3. The wireless communication system according to claim 1, wherein a value to be determined as the threshold value is increased as the movement speed of the mobile station increases.

4. The wireless communication system according to claim 1, wherein the threshold value is corrected in accordance with a parameter indicating a change in at least one of a distance between the mobile station and the base station executing wireless communication with the mobile station and a direction of the mobile station with respect to the base station.

5. The wireless communication system according to claim 1, wherein the threshold value is determined in the base station executing wireless communication with the mobile station and is transmitted from the base station to the mobile station.

6. The wireless communication system according to claim 1, wherein the threshold value is determined in a mobility management entity communicably connected to the base station executing wireless communication with the mobile station and is transmitted from the mobility management entity to the mobile station through the base station.

7. The wireless communication system according to claim 2, wherein a value to be determined as the threshold value is increased as the movement speed of the mobile station increases.

8. The wireless communication system according to claim 2, wherein the threshold value is corrected in accordance with a parameter indicating a change in at least one of a distance between the mobile station and the base station executing wireless communication with the mobile station and a direction of the mobile station with respect to the base station.

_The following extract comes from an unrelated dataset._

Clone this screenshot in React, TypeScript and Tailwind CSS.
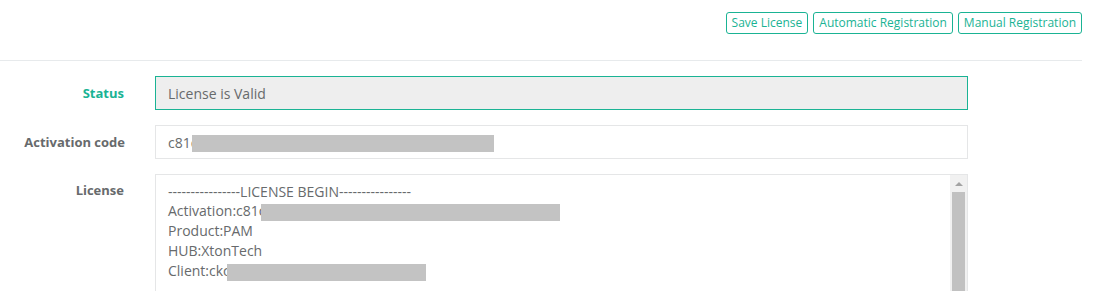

9. The wireless communication system according to claim 2, wherein the threshold value is determined in the base station executing wireless communication with the mobile station and is transmitted from the base station to the mobile station.

10. The wireless communication system according to claim 2, wherein the threshold value is determined in a mobility management entity communicably connected to the base station executing wireless communication with the mobile station and is transmitted from the mobility management entity to the mobile station through the base station.